DATA SEGMENT:
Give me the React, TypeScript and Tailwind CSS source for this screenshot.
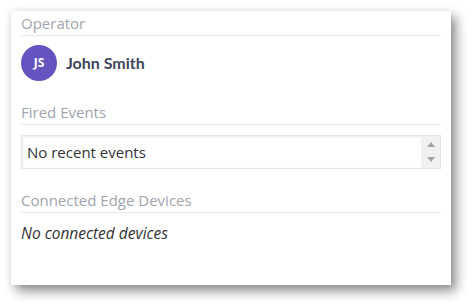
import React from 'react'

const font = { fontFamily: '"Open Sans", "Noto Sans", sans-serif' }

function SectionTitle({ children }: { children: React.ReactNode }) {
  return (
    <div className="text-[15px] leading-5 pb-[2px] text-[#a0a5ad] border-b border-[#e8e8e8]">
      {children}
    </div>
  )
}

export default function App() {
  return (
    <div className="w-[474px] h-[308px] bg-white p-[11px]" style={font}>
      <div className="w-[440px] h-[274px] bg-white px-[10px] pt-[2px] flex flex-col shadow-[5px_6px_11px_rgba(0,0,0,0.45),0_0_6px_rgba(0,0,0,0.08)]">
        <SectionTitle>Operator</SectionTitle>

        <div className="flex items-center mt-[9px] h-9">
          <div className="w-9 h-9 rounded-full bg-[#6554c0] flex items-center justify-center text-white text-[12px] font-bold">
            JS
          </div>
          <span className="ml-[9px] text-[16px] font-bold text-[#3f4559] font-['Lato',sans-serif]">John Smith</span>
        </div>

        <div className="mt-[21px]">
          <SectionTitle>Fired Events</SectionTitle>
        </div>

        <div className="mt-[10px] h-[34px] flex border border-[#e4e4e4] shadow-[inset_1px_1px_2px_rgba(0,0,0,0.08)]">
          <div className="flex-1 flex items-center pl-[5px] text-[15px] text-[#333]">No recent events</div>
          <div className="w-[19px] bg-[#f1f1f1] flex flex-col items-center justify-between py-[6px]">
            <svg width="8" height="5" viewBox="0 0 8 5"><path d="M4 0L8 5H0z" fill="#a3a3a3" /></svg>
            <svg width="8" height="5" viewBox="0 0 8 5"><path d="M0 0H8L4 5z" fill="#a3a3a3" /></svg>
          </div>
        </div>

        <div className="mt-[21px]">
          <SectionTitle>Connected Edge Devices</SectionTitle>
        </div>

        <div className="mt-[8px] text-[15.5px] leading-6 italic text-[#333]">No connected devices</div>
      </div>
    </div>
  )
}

WRITTEN EXERCISE:
Would you reproduce the lines above, from the very first through the line containing "<SectionTitle>Operator</SectionTitle>", exactly and without the pictures?

ANSWER TO THE EXERCISE:
Give me the React, TypeScript and Tailwind CSS source for this screenshot.
import React from 'react'

const font = { fontFamily: '"Open Sans", "Noto Sans", sans-serif' }

function SectionTitle({ children }: { children: React.ReactNode }) {
  return (
    <div className="text-[15px] leading-5 pb-[2px] text-[#a0a5ad] border-b border-[#e8e8e8]">
      {children}
    </div>
  )
}

export default function App() {
  return (
    <div className="w-[474px] h-[308px] bg-white p-[11px]" style={font}>
      <div className="w-[440px] h-[274px] bg-white px-[10px] pt-[2px] flex flex-col shadow-[5px_6px_11px_rgba(0,0,0,0.45),0_0_6px_rgba(0,0,0,0.08)]">
        <SectionTitle>Operator</SectionTitle>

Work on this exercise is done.